Dans le cas de l'avortement, Stephen Harper sait très bien que des députés libéraux et de nombreux électeurs de Michael Ignatieff, spécialement dans les communautés culturelles, s'y opposent et apprécient le geste du gouvernement. La motion libérale sur le sujet s'est d'ailleurs retournée contre Ignatieff et a affaibli son leadership.
Abolir le financement du festival Black and Blue de Montréal il y a quatre ans et celui de la Pride Week de Toronto cette année procède du même principe. Ceux qui jugent ces événements déplacés, peu importe leur parti, en sont heureux.
Devait-on reconnaître au Parlement que le Québec forme une nation «dans un Canada uni»? Le Bloc québécois a dû se rallier pour ne pas perdre le vote nationaliste. La controverse a fait rage dans les rangs souverainistes. Et pour les fédéralistes québécois, dont la plupart sont au Parti libéral du Canada, cette ouverture sonnait comme de la musique à leurs oreilles.
Le nouveau Canada
Les quelque 260 000 nouveaux immigrants que le Canada accueille chaque année, souvent issus d'un milieu culturel plus traditionnel, sont une cible des conservateurs avec cette politique de la division. Le ministre de l'Immigration et de la Citoyenneté, Jason Kenney, qui tisse des liens avec ces communautés depuis 2006 [voir autre texte], est l'un de ceux qui insistent afin de radicaliser certains débats.
«Il s'est rendu compte que les deuxième et troisième générations d'immigrants, bien intégrées, votent pour les libéraux. Mais que ceux qui arrivent tout juste des pays plus conservateurs sur le plan social, comme le Pakistan, l'Inde, la Chine ou les pays du Maghreb, sont généralement contre les mariages gais ou l'avortement, par exemple. Il y a des gains à faire», raconte une source conservatrice bien au fait de la stratégie.

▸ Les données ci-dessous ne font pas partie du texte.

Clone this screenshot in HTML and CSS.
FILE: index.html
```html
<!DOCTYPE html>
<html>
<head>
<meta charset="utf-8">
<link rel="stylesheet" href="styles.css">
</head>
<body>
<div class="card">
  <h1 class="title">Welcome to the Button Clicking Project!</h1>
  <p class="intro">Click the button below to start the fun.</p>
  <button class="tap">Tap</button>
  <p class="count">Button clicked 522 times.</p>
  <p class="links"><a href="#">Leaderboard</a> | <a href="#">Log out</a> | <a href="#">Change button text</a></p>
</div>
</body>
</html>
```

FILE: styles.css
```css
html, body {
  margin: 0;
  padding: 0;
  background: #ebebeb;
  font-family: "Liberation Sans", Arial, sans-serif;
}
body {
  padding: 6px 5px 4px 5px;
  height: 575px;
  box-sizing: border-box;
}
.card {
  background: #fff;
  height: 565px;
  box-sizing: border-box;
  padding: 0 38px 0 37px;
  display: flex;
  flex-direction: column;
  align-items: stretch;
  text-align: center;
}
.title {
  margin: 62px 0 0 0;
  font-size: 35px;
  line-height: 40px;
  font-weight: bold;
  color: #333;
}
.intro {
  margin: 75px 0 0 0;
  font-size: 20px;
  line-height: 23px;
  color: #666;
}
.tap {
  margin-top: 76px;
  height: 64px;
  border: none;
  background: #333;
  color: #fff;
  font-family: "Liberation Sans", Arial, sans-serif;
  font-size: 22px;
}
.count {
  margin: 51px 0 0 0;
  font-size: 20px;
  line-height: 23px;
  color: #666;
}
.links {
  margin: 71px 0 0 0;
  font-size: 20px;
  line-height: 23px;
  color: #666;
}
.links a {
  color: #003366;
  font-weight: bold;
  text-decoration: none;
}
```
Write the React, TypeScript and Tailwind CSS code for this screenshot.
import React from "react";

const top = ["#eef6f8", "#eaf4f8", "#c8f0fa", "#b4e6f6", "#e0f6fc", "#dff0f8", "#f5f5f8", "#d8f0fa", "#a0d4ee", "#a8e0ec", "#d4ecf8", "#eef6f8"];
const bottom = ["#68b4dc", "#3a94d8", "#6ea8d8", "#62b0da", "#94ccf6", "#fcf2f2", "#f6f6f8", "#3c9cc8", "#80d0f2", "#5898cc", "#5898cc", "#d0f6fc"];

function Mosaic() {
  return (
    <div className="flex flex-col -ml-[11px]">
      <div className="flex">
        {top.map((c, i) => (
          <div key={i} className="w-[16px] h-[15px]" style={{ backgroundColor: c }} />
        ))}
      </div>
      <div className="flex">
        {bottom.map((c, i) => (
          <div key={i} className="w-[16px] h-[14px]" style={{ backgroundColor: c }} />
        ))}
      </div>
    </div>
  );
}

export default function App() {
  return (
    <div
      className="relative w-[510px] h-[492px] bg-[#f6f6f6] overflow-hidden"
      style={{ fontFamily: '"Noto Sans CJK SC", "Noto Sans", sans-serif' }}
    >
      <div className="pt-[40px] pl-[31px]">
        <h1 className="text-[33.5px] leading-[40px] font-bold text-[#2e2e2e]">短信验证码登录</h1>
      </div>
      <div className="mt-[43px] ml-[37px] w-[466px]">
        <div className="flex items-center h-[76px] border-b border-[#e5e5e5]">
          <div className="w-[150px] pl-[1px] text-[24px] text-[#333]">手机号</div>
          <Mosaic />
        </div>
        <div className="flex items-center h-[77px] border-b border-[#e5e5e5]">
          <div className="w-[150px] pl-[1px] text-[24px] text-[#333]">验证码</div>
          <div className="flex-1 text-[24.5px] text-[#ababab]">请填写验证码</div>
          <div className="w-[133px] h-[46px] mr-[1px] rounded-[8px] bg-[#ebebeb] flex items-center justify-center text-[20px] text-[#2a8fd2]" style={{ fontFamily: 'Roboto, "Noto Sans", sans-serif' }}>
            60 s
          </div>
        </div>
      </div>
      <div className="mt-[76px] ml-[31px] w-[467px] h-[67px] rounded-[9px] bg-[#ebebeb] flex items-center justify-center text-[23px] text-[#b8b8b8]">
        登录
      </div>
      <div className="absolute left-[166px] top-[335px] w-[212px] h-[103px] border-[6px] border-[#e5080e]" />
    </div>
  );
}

Autre tactique: Harper laisse souvent ses députés déposer des projets de loi privés sur des sujets controversés, comme l'avortement, ce qui lui permet de lancer les débats sans que ce soit la position officielle du gouvernement. Il peut ainsi répéter qu'il ne veut rien changer au consensus actuel et que ce sera le choix des députés. Sollicité par Le Devoir, le bureau du premier ministre n'a pas souhaité faire de commentaires à ce sujet.

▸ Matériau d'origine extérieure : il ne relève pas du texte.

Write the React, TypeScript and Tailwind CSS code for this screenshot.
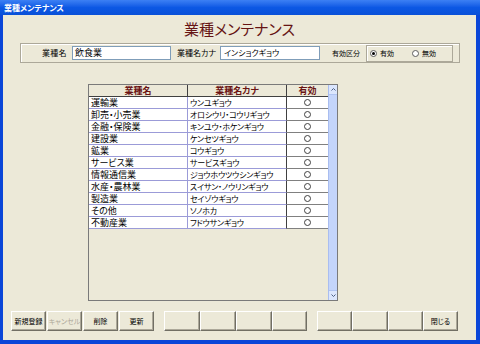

Plus utilisé lorsque c'est serré
La professeure de Harvard affirme que la wedge politics est davantage utilisée lorsque la lutte est très serrée et que tous les votes comptent, ce qui est le cas dans un Parlement minoritaire en constante campagne électorale. «Quand la lutte n'est pas chaude, il y a peu de débats ou de promesses, alors c'est moins nécessaire.»
La tactique est toutefois risquée, prévient Frédéric Boily. «Pour plaire à quelques milliers d'électeurs, il y a un danger de déplaire à beaucoup d'autres», dit-il. C'est pourquoi les conservateurs organisent des sondages et des groupes de discussion (focus groups) à longueur d'année, question de toujours être bien au fait de l'humeur des groupes cibles d'électeurs.

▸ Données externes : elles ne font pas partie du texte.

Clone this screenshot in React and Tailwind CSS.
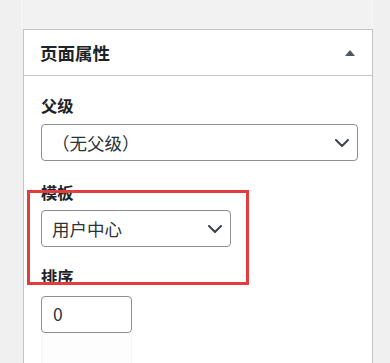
import React from 'react';

const Chevron = () => (
  <svg width="14" height="8" viewBox="0 0 14 8" className="shrink-0">
    <polyline points="1,1 7,7 13,1" fill="none" stroke="#3c434a" strokeWidth="2" strokeLinecap="round" strokeLinejoin="round" />
  </svg>
);

const SelectBox = ({ value, width }) => (
  <div className={`flex h-[37px] items-center justify-between rounded-[4px] border border-[#8c8f94] bg-white pl-[10px] pr-[8px] ${width}`}>
    <span className="text-[17.5px] leading-none text-[#2c3338]">{value}</span>
    <Chevron />
  </div>
);

const App = () => {
  return (
    <div
      className="relative h-[363px] w-[390px] overflow-hidden bg-[#f0f0f1]"
      style={{ fontFamily: '"Microsoft YaHei", "Noto Sans CJK SC", "Noto Sans", sans-serif' }}
    >
      {/* previous box remnant */}
      <div className="ml-[21px] h-[29px] w-[352px] border-x border-[#f6f6f6] bg-[#f2f2f2]" />

      {/* Page attributes box */}
      <div className="ml-[23px] h-[400px] w-[350px] border border-[#c3c4c7] bg-white">
        <div className="flex h-[46px] items-center justify-between border-b border-[#c3c4c7] pl-[16px] pr-[17px]">
          <h2 className="text-[17.5px] font-semibold leading-none text-[#1d2327]">页面属性</h2>
          <svg width="10" height="6" viewBox="0 0 10 6">
            <polygon points="5,0 10,6 0,6" fill="#50575e" />
          </svg>
        </div>

        <div className="pl-[17px] pt-[18px]">
          <p className="mb-[8px] text-[16.25px] font-semibold leading-[22px] text-[#1d2327]">父级</p>
          <SelectBox value="（无父级）" width="w-[317px]" />

          <p className="mb-[7px] mt-[20px] text-[16.25px] font-semibold leading-[22px] text-[#1d2327]">模板</p>
          <SelectBox value="用户中心" width="w-[190px]" />

          <p className="mb-[9px] mt-[18px] text-[16.25px] font-semibold leading-[22px] text-[#1d2327]">排序</p>
          <div className="flex h-[37px] w-[91px] items-center rounded-[4px] border border-[#8c8f94] bg-white pl-[11px] text-[17.5px] text-[#2c3338]">
            0
          </div>
          <div className="h-[40px] w-[91px] border-x border-[#f5f5f5] bg-[#fdfdfd]" />
        </div>
      </div>

      {/* annotation frame */}
      <div className="pointer-events-none absolute left-[27px] top-[190px] h-[95px] w-[222px] border-[3px] border-[#e23c3f]" />
    </div>
  );
};

export default App;
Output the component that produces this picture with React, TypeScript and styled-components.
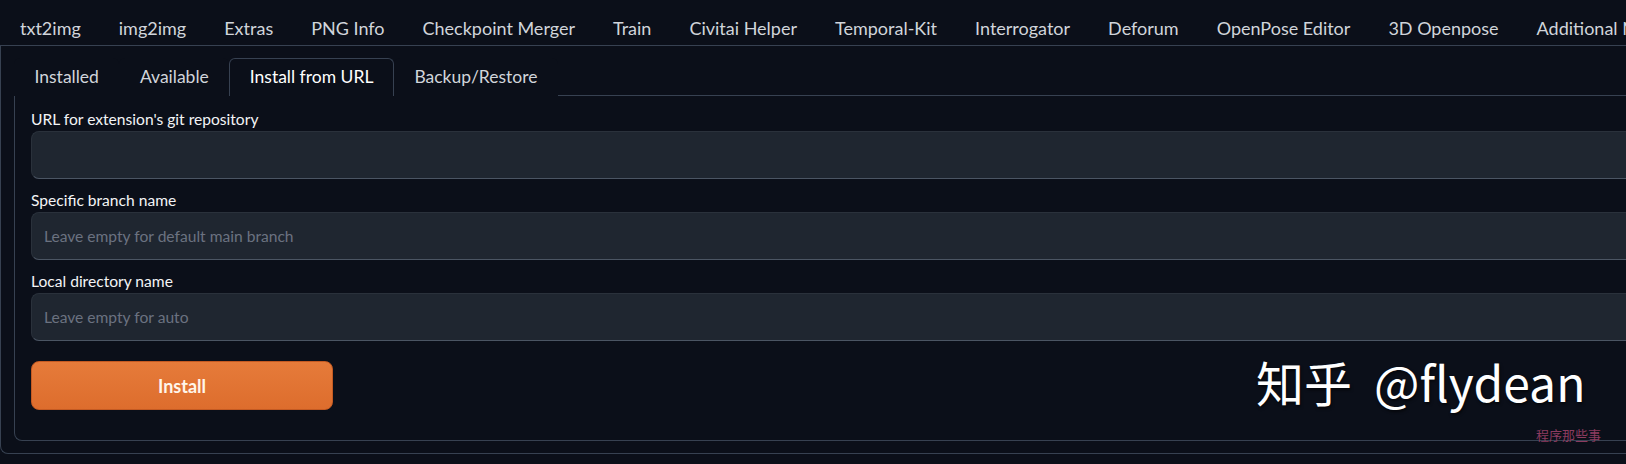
import React from "react";
import styled, { createGlobalStyle } from "styled-components";

const GlobalStyle = createGlobalStyle`
  html, body {
    margin: 0;
    padding: 0;
    background: #0b0f19;
    overflow: hidden;
  }
  body {
    font-family: Lato, "Noto Sans", sans-serif;
    color: #e5e7eb;
  }
  * { box-sizing: border-box; }
`;

const Screen = styled.div`
  position: relative;
  width: 1626px;
  height: 464px;
  background: #0b0f19;
`;

const TopBar = styled.nav`
  display: flex;
  height: 46px;
  padding: 11px 0 0 1px;
  border-bottom: 1px solid #374151;
  overflow: hidden;
`;

const TopTab = styled.div`
  padding: 0 19px;
  line-height: 34px;
  font-size: 18px;
  color: #d1d5db;
  white-space: nowrap;
`;

const Outer = styled.section`
  margin-right: -20px;
  padding: 12px 0 12px 13px;
  border-left: 1px solid #374151;
  border-bottom: 1px solid #374151;
  border-bottom-left-radius: 8px;
`;

const SubBar = styled.div`
  display: flex;
  height: 37px;
`;

const SubTab = styled.div<{ $active?: boolean }>`
  padding: 0 19.5px;
  line-height: 35px;
  font-size: 17.5px;
  white-space: nowrap;
  color: ${(p) => (p.$active ? "#ffffff" : "#d1d5db")};
  border: 1px solid ${(p) => (p.$active ? "#374151" : "transparent")};
  border-bottom: none;
  border-radius: 6px 6px 0 0;
  background: #0b0f19;
  position: relative;
  z-index: 1;
  margin-bottom: -1px;
  height: 38px;
`;

const Panel = styled.div`
  display: flex;
  flex-direction: column;
  gap: 11px;
  padding: 13px 0 30px 16px;
  border: 1px solid #374151;
  border-right: none;
  border-bottom-left-radius: 8px;
`;

const Field = styled.label`
  display: flex;
  flex-direction: column;
  gap: 2px;
`;

const Label = styled.span`
  font-size: 15.6px;
  line-height: 20px;
  color: #f3f4f6;
`;

const Input = styled.input`
  height: 48px;
  width: 100%;
  padding: 0 12px;
  font-family: Lato, "Noto Sans", sans-serif;
  font-size: 15.6px;
  color: #e5e7eb;
  background: #1f2630;
  border: 1px solid #2a313b;
  border-bottom-color: #4b5563;
  border-radius: 8px 0 0 8px;
  border-right: none;
  outline: none;
  &::placeholder {
    color: #6b7280;
  }
`;

const InstallButton = styled.button`
  margin-top: 9px;
  width: 302px;
  height: 49px;
  border: 1px solid #c45a22;
  border-radius: 8px;
  background: linear-gradient(180deg, #e67b3a 0%, #dd6d2d 100%);
  color: #fff6ea;
  font-family: Lato, "Noto Sans", sans-serif;
  font-size: 18px;
  font-weight: 700;
  cursor: pointer;
`;

const Watermark = styled.div`
  position: absolute;
  left: 1256px;
  top: 350px;
  display: flex;
  gap: 22px;
  font-family: "Noto Sans CJK SC", "Noto Sans", sans-serif;
  font-size: 48px;
  line-height: 62px;
  color: #ffffff;
  text-shadow: 1px 2px 3px rgba(0, 0, 0, 0.6);
  white-space: nowrap;
`;

const Signature = styled.div`
  position: absolute;
  left: 1536px;
  top: 426px;
  font-family: "Noto Sans CJK SC", serif;
  font-size: 13px;
  line-height: 18px;
  color: #8c3b60;
  white-space: nowrap;
`;

const topTabs = [
  "txt2img",
  "img2img",
  "Extras",
  "PNG Info",
  "Checkpoint Merger",
  "Train",
  "Civitai Helper",
  "Temporal-Kit",
  "Interrogator",
  "Deforum",
  "OpenPose Editor",
  "3D Openpose",
  "Additional Networks",
];

const subTabs = ["Installed", "Available", "Install from URL", "Backup/Restore"];

export default function App() {
  return (
    <>
      <GlobalStyle />
      <Screen>
        <TopBar>
          {topTabs.map((t) => (
            <TopTab key={t}>{t}</TopTab>
          ))}
        </TopBar>
        <Outer>
          <SubBar>
            {subTabs.map((t) => (
              <SubTab key={t} $active={t === "Install from URL"}>
                {t}
              </SubTab>
            ))}
          </SubBar>
          <Panel>
            <Field>
              <Label>URL for extension's git repository</Label>
              <Input />
            </Field>
            <Field>
              <Label>Specific branch name</Label>
              <Input placeholder="Leave empty for default main branch" />
            </Field>
            <Field>
              <Label>Local directory name</Label>
              <Input placeholder="Leave empty for auto" />
            </Field>
            <div>
              <InstallButton>Install</InstallButton>
            </div>
          </Panel>
        </Outer>
        <Watermark>
          <span>知乎</span>
          <span>@flydean</span>
        </Watermark>
        <Signature>程序那些事</Signature>
      </Screen>
    </>
  );
}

D'ailleurs, Sunshine Hillygus note que cette tactique de miser sur les controverses est plus utilisée aux États-Unis en raison de la présence de seulement deux partis politiques. «Il est beaucoup plus facile de prévoir l'effet quand il n'y a qu'un seul adversaire. Dans les systèmes à partis multiples, comme au Canada, on doit mesurer davantage son coup. Les électeurs peuvent toujours se réfugier dans un plus petit parti», dit-elle.
Danger?
Sunshine Hillygus affirme que ce type de politique peut avoir un effet néfaste sur la qualité du débat politique. «Quand nos politiciens ne se concentrent pas sur les enjeux importants pour la majorité des gens, il y a toujours un danger. On peut aussi se demander à qui le parti devra son élection s'il fait des promesses à des clientèles bien précises.»
Et la stratégie pourrait être là pour de bon, dit-elle, puisque la montée des réseaux sociaux et des blogues augmente l'efficacité de la politique de la division. «Grâce aux bases de données toujours plus précises, les partis peuvent passer leur message à un petit groupe sans pour autant en faire un enjeu national», explique Sunshine Hillygus.